I typically build something with users, and where to market already in mind. Both times I created a proof of concept, and presented it to users after a short weekend of coding, so I could see how well the idea 'stuck', and then built from there.


> BRAG UNTIL YOU FAIL

See: http://lifehacker.com/5921478/shhh-keeping-quiet-may-help-yo...

In my opinion, the truth may be somewhere in the middle and is probably context dependent (surprise!).


Interesting. I generally don't tell many people about my projects. However that's just the type of person I am - I don't like attention. As mentioned above, I don't have any problem finishing projects. (I work for myself, so I have to be self-motivated and be able to finish crap :)
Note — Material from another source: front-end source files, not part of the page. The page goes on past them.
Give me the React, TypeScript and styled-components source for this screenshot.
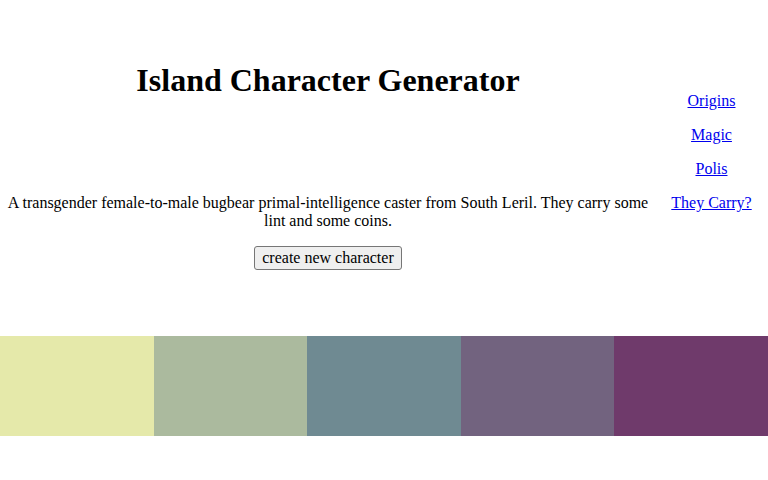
import React, { useState } from 'react';
import styled, { createGlobalStyle } from 'styled-components';

const GlobalStyle = createGlobalStyle`
  body {
    margin: 0;
    background: #ffffff;
    font-family: "Liberation Serif", "Times New Roman", serif;
    font-size: 16px;
    color: #000000;
  }
`;

const Page = styled.div`
  display: flex;
  flex-direction: column;
`;

const Top = styled.div`
  display: flex;
  gap: 8px;
  padding: 0 2px 0 7px;
  height: 336px;
`;

const Main = styled.main`
  width: 642px;
  text-align: center;
  padding-top: 41px;
`;

const Title = styled.h1`
  font-size: 32px;
  font-weight: bold;
  margin: 21px 0 95px;
`;

const Description = styled.p`
  margin: 0 0 16px;
`;

const Button = styled.button`
  font-family: "Liberation Serif", "Times New Roman", serif;
  font-size: 16px;
  color: #000000;
  background: #efefef;
  border: 1px solid #767676;
  border-radius: 3px;
  padding: 2px 7px;
  cursor: pointer;
`;

const Sidebar = styled.nav`
  flex: 1;
  text-align: center;
  padding-top: 76px;
`;

const NavItem = styled.p`
  margin: 16px 0;
`;

const NavLink = styled.a`
  color: #0000ee;
  text-decoration: underline;
`;

const Palette = styled.div`
  display: flex;
  height: 100px;
`;

const Swatch = styled.div<{ $color: string }>`
  flex: 1;
  background: ${(p) => p.$color};
`;

const colors = ['#e5e9aa', '#abba9e', '#6f8a92', '#72637f', '#6f3a6b'];
const links = ['Origins', 'Magic', 'Polis', 'They Carry?'];

const App: React.FC = () => {
  const [text] = useState(
    'A transgender female-to-male bugbear primal-intelligence caster from South Leril. They carry some lint and some coins.'
  );

  return (
    <Page>
      <GlobalStyle />
      <Top>
        <Main>
          <Title>Island Character Generator</Title>
          <Description>{text}</Description>
          <Button>create new character</Button>
        </Main>
        <Sidebar>
          {links.map((l) => (
            <NavItem key={l}>
              <NavLink href="#">{l}</NavLink>
            </NavItem>
          ))}
        </Sidebar>
      </Top>
      <Palette>
        {colors.map((c) => (
          <Swatch key={c} $color={c} />
        ))}
      </Palette>
    </Page>
  );
};

export default App;
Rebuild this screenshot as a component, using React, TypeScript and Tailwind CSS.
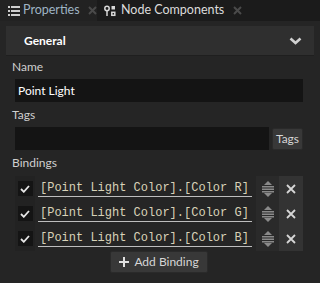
import React from 'react';

const rows = ['R', 'G', 'B'];

const ListIcon = () => (
    <svg width="12" height="10" viewBox="0 0 12 10" fill="#cfcfcf">
        <rect x="0" y="0" width="2" height="2" />
        <rect x="3" y="0" width="9" height="2" />
        <rect x="0" y="4" width="2" height="2" />
        <rect x="3" y="4" width="9" height="2" />
        <rect x="0" y="8" width="2" height="2" />
        <rect x="3" y="8" width="9" height="2" />
    </svg>
);

const NodeIcon = () => (
    <svg width="12" height="12" viewBox="0 0 12 12" fill="none" stroke="#d8d8d8" strokeWidth="1.5">
        <circle cx="3" cy="3.5" r="2.2" />
        <path d="M3 6v5" />
        <rect x="7.5" y="1" width="3.5" height="3.5" fill="#d8d8d8" stroke="none" />
        <rect x="7.8" y="7.3" width="3" height="3" />
    </svg>
);

const CloseSmall = () => (
    <svg width="9" height="9" viewBox="0 0 9 9" stroke="#4a4a4a" strokeWidth="2">
        <path d="M1 1l7 7M8 1L1 8" />
    </svg>
);

const Check = () => (
    <svg width="10" height="8" viewBox="0 0 10 8" fill="none" stroke="#e6e6e6" strokeWidth="1.8">
        <path d="M1 4l2.8 2.8L9 1" />
    </svg>
);

const MoveIcon = () => (
    <svg width="12" height="16" viewBox="0 0 12 16" fill="#8a8a8a">
        <path d="M6 0l4 4H2z" />
        <rect x="0" y="5" width="12" height="1.5" />
        <rect x="0" y="7.5" width="12" height="1.5" />
        <rect x="0" y="10" width="12" height="1.5" />
        <path d="M6 16l4-4H2z" />
    </svg>
);

export default function App() {
    return (
        <div
            className="w-[320px] h-[283px] bg-[#252525] text-[#d6d6d6] overflow-hidden"
            style={{ fontFamily: 'Lato, "Open Sans", sans-serif' }}
        >
            {/* Tabs */}
            <div className="flex h-[21px] bg-[#1b1b1b] text-[12.5px] leading-none">
                <div className="flex items-center w-[97px] bg-[#222222] pl-[8px]">
                    <ListIcon />
                    <span className="ml-[3px] text-[#9fb4c4]">Properties</span>
                    <span className="ml-[8px]"><CloseSmall /></span>
                </div>
                <div className="flex items-center pl-[7px]">
                    <NodeIcon />
                    <span className="ml-[5px] text-[#dcdcdc]">Node Components</span>
                    <span className="ml-[9px]"><CloseSmall /></span>
                </div>
            </div>

            {/* Panel */}
            <div className="px-[6px] pt-[5px]">
                <div className="flex items-center justify-between h-[30px] bg-[#2f2f2f] border-b border-[#1f1f1f] pl-[18px] pr-[12px]">
                    <span className="text-[12px] font-bold text-white">General</span>
                    <svg width="13" height="8" viewBox="0 0 13 8" fill="none" stroke="#d0d0d0" strokeWidth="2.6">
                        <path d="M1.5 1.5l5 4.5 5-4.5" />
                    </svg>
                </div>

                <div className="pl-[6px] pr-[11px] text-[12px]">
                    <div className="h-[23px] pt-[3px] leading-[16px] text-[#cfcfcf]">Name</div>
                    <div className="ml-[3px] h-[23px] bg-[#141414] flex items-center pl-[3px] text-white">
                        Point Light
                    </div>

                    <div className="h-[25px] pt-[5px] leading-[16px] text-[#cfcfcf]">Tags</div>
                    <div className="ml-[3px] flex h-[23px] gap-[3px]">
                        <div className="flex-1 bg-[#141414]" />
                        <button className="w-[31px] mt-[1px] bg-[#383838] rounded-[2px] border border-[#2a2a2a] text-[#d6d6d6]">
                            Tags
                        </button>
                    </div>

                    <div className="h-[26px] pt-[5px] leading-[16px] text-[#cfcfcf]">Bindings</div>
                    <div className="ml-[3px] flex flex-col">
                        {rows.map((c) => (
                            <div key={c} className="flex h-[25px]">
                                <div className="w-[20px] shrink-0 bg-[#222222] flex items-center justify-center">
                                    <div className="w-[15px] h-[15px] bg-[#141414] flex items-center justify-center">
                                        <Check />
                                    </div>
                                </div>
                                <div className="flex-1 min-w-0 flex items-center pl-[3px] pr-[4px]">
                                    <div
                                        className="flex-1 border-b border-[#bdbdbd] text-[12px] leading-[16px] text-[#d8d2b8] pl-[2px] whitespace-nowrap overflow-hidden"
                                        style={{ fontFamily: '"Liberation Mono", monospace' }}
                                    >
                                        [Point Light Color].[Color {c}]
                                    </div>
                                </div>
                                <div className="w-[23px] shrink-0 bg-[#2a2a2a] flex items-center justify-center">
                                    <MoveIcon />
                                </div>
                                <div className="w-[24px] shrink-0 bg-[#333333] flex items-center justify-center">
                                    <svg width="10" height="10" viewBox="0 0 10 10" stroke="#d6d6d6" strokeWidth="1.8">
                                        <path d="M1 1l8 8M9 1L1 9" />
                                    </svg>
                                </div>
                            </div>
                        ))}
                        <div className="flex justify-center">
                            <button className="flex items-center h-[22px] px-[8px] bg-[#383838] rounded-[2px] border border-[#2a2a2a] text-[#d6d6d6]">
                                <svg width="10" height="10" viewBox="0 0 10 10" stroke="#e0e0e0" strokeWidth="2">
                                    <path d="M5 0v10M0 5h10" />
                                </svg>
                                <span className="ml-[5px]">Add Binding</span>
                            </button>
                        </div>
                    </div>
                </div>
            </div>
        </div>
    );
}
However I think keeping quiet can actually be a negative in this business. Blowing your own trumpet seems to be a good way to generate hype and funding (which then generates more hype), and that can sometimes be enough to propel a startup to huge success.


Your last point is a good one, but if the person we're talking about doesn't complete projects what's the point of blowing a trumpet about it?

Not disagreeing with you, just offering another perspective. Like I said, I think the truth is somewhere in the middle and is probably a bit more complex.

FTA I linked:

> Four different tests of 63 people found that those who kept their intentions private were more likely to achieve them than those who made them public and were acknowledged by others. [...] Once you've told people of your intentions, it gives you a "premature sense of completeness."


Marketing is a large part of the success of a side project, so while keeping your intentions private may make you more likely to complete your side projects, it's not as likely to make them 'successful' and get you users.

Like you said, the trick is probably somewhere in between.